Holding — Pringle, C.J.
- The Colorado Supreme Court held that the appointment of a trustee in dissolution for the Denver Tramway Corporation allowed the petitioner to bring a lawsuit against the dissolved corporation for her claims of negligence.
Rule
- A foreign corporation may be sued after dissolution if the law of the state of incorporation allows for such action, particularly if a trustee in dissolution has been appointed.
Reasoning
- The Colorado Supreme Court reasoned that the law of the state of incorporation determines whether a foreign corporation can be sued after dissolution.
- The court found that under Delaware law, specifically the relevant corporate statutes, a dissolved corporation can continue to be sued for a period of three years following dissolution, and even beyond that if a trustee has been appointed.
- Since a trustee for Tramway was appointed prior to the filing of the complaint, the corporation retained the legal capacity to be sued.
- The court concluded that the trial court erred by dismissing the case and that the petitioner should have been permitted to amend her complaint against the directors since the dismissal did not consider potential liability they might hold.
- The court reversed the decision of the court of appeals and remanded the case for further proceedings.
Deep Dive: How the Court Reached Its Decision
Foreign Corporation's Capacity to Be Sued After Dissolution
The Colorado Supreme Court began its reasoning by establishing that the ability of a foreign corporation to be sued after its dissolution is governed by the law of the state in which it was incorporated, in this case, Delaware.

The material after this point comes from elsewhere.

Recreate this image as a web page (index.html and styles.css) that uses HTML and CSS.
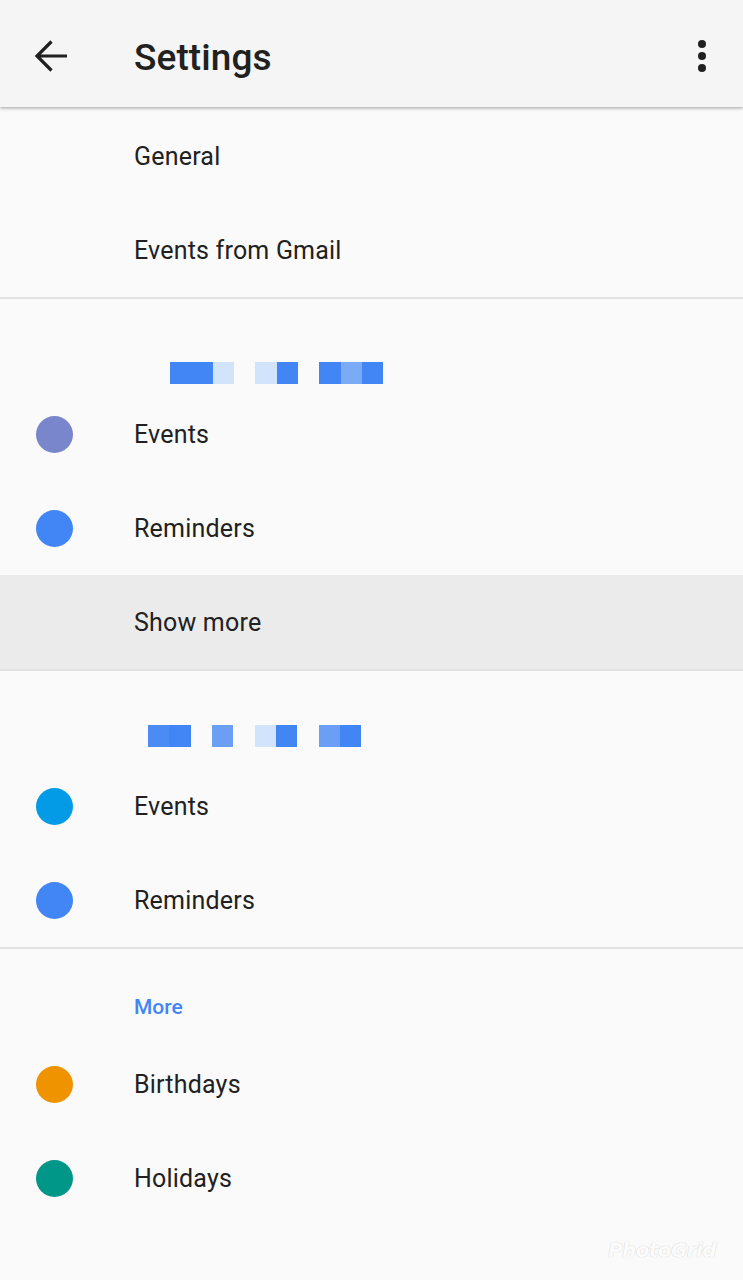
FILE: index.html
```html
<!DOCTYPE html>
<html>
<head>
<meta charset="utf-8">
<link rel="stylesheet" href="styles.css">
</head>
<body>
<header class="appbar">
  <svg class="back" width="40" height="40" viewBox="0 0 40 40">
    <path d="M35 20H5M19.5 5.5L5 20l14.5 14.5" fill="none" stroke="#212121" stroke-width="3.2" stroke-linecap="butt"/>
  </svg>
  <h1 class="title">Settings</h1>
  <svg class="kebab" width="12" height="36" viewBox="0 0 12 36">
    <circle cx="6" cy="6" r="4" fill="#212121"/>
    <circle cx="6" cy="18" r="4" fill="#212121"/>
    <circle cx="6" cy="30" r="4" fill="#212121"/>
  </svg>
</header>

<main>
  <section class="section first">
    <div class="row"><span class="label">General</span></div>
    <div class="row"><span class="label">Events from Gmail</span></div>
  </section>

  <section class="section">
    <div class="acct acct1">
      <div class="px d"></div><div class="px d"></div><div class="px l"></div>
      <div class="gap"></div>
      <div class="px l"></div><div class="px d"></div>
      <div class="gap"></div>
      <div class="px d"></div><div class="px m"></div><div class="px d"></div>
    </div>
    <div class="row"><span class="dot" style="background:#7986cb"></span><span class="label">Events</span></div>
    <div class="row"><span class="dot" style="background:#4285f4"></span><span class="label">Reminders</span></div>
    <div class="row shaded"><span class="label">Show more</span></div>
  </section>

  <section class="section">
    <div class="acct acct2">
      <div class="px d2"></div><div class="px d"></div>
      <div class="gap"></div>
      <div class="px m2"></div>
      <div class="gap"></div>
      <div class="px l"></div><div class="px d"></div>
      <div class="gap"></div>
      <div class="px m2"></div><div class="px d"></div>
    </div>
    <div class="row"><span class="dot" style="background:#039be5"></span><span class="label">Events</span></div>
    <div class="row"><span class="dot" style="background:#4285f4"></span><span class="label">Reminders</span></div>
  </section>

  <section class="section last">
    <div class="subhead">More</div>
    <div class="row"><span class="dot" style="background:#f09300"></span><span class="label">Birthdays</span></div>
    <div class="row"><span class="dot" style="background:#009688"></span><span class="label">Holidays</span></div>
  </section>
</main>

<div class="watermark">PhotoGrid</div>
</body>
</html>
```

FILE: styles.css
```css
html, body {
  margin: 0;
  padding: 0;
  background: #fafafa;
  font-family: Roboto, "Liberation Sans", sans-serif;
  color: #212121;
  width: 743px;
  height: 1280px;
  overflow: hidden;
}

.appbar {
  height: 107px;
  box-sizing: border-box;
  padding-top: 4px;
  background: #f5f5f5;
  display: flex;
  align-items: center;
  box-shadow: 0 1px 3px rgba(0,0,0,0.28), 0 2px 4px rgba(0,0,0,0.08);
  position: relative;
  z-index: 2;
}

.back {
  margin-left: 32px;
  flex: none;
}

.title {
  margin: 4px 0 0 62px;
  font-size: 37px;
  font-weight: 500;
  color: #212121;
  flex: 1;
  letter-spacing: 0.1px;
}

.kebab {
  margin-right: 35px;
  flex: none;
}

main {
  padding-top: 2px;
}

.section {
  border-bottom: 2px solid #e2e2e2;
}

.section.last {
  border-bottom: none;
}

.row {
  height: 94px;
  display: flex;
  align-items: center;
  position: relative;
}

.row.shaded {
  background: #ebebeb;
}

.label {
  position: absolute;
  left: 134px;
  top: 34px;
  font-size: 25px;
  line-height: 28px;
  letter-spacing: 0.2px;
  color: #212121;
}

.dot {
  width: 37px;
  height: 37px;
  border-radius: 50%;
  margin-left: 36px;
  flex: none;
}

.acct {
  display: flex;
  height: 22px;
  box-sizing: content-box;
}

.acct1 {
  padding: 63px 0 3px 170px;
}

.acct2 {
  padding: 54px 0 12px 148px;
}

.px {
  width: 21.33px;
  height: 22px;
  flex: none;
}

.acct1 .px:first-child {
  width: 21.5px;
}

.gap {
  width: 21.33px;
  flex: none;
}

.px.d { background: #4285f4; }
.px.d2 { background: #4a8bf4; }
.px.l { background: #d2e3fc; }
.px.m { background: #7baaf7; }
.px.m2 { background: #6a9ff5; }

.subhead {
  padding: 46px 0 18px 134px;
  font-size: 21px;
  line-height: 24px;
  font-weight: 500;
  color: #4285f4;
}

.watermark {
  position: absolute;
  left: 608px;
  top: 1238px;
  font-family: "DejaVu Sans", sans-serif;
  font-style: italic;
  font-weight: bold;
  font-size: 20px;
  color: #fbfbfb;
  letter-spacing: -0.6px;
  text-shadow: 0 0 1px #d8d8d8, 0 0 1px #d8d8d8;
}
```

The court noted that while statutes of limitations are typically procedural, the statutes that define a dissolving corporation's capacity to sue or be sued are substantive in nature. This distinction was crucial because it determined whether the corporation existed as a legal entity capable of being sued at the time the complaint was filed. The court emphasized that the dissolution of a corporation generally results in the termination of its legal existence akin to the death of a natural person; thus, it must be determined whether there exists statutory authority allowing for continued legal actions against the corporation post-dissolution.
Delaware Law and the Effect of Trustee Appointment
Under Delaware law, the court identified two relevant statutes: Del. Code tit. 8, § 278 and § 279. Section 278 allows for a dissolved corporation to continue for three years post-dissolution specifically for the purposes of prosecuting or defending lawsuits, while Section 279 permits the appointment of a trustee to manage the affairs of a dissolved corporation. The court recognized that the appointment of a trustee extends the duration during which a dissolved corporation can be sued, beyond the typical three-year period. In this case, since a trustee was appointed by the Delaware Chancery Court prior to the filing of the complaint, the court concluded that the Denver Tramway Corporation retained the legal capacity to be sued, thereby enabling the petitioner to pursue her negligence claim against the corporation.
Court's Conclusion on the Dismissal of Claims
The Colorado Supreme Court determined that the trial court erred in granting the motion to dismiss the case against the dissolved corporation. The dismissal was based on the incorrect application of Delaware law regarding the corporation's capacity to be sued after its dissolution. The court emphasized that the existence of the trustee provided a legal avenue for the petitioner to proceed with her claims. Additionally, the court found that the trial court had wrongly dismissed the claims against the directors of the corporation without allowing the petitioner an opportunity to amend her complaint. The court instructed that on remand, the petitioner should be granted the chance to amend her claims against the directors to explore their potential liability more fully.
Implications for Future Cases
This decision reinforced the principle that the legal status of a dissolved corporation, particularly in terms of its capacity to be sued, is fundamentally grounded in the law of its state of incorporation. The Colorado Supreme Court's ruling clarified that the appointment of a trustee is a critical factor that can extend the time during which claims can be brought against a corporation post-dissolution. As a result, future litigants may have a clearer understanding of their rights when pursuing claims against dissolved corporations, especially those that have undergone trustee appointments. This case also highlighted the importance of procedural fairness, as the court recognized the need to give petitioners an opportunity to amend their complaints to fully pursue their claims.
Judicial Review and Remand
Ultimately, the Colorado Supreme Court reversed the court of appeals’ decision and remanded the case for further proceedings in line with its findings. The court's ruling emphasized the necessity for lower courts to properly interpret and apply the substantive laws governing corporate dissolutions and the implications of appointing a trustee. The court indicated that on remand, there should be a comprehensive examination of the facts surrounding the negligence claim and the potential liabilities of all parties involved. This remand process was intended to ensure that justice was served by allowing the petitioner to pursue her claims in a manner consistent with applicable law and due process rights.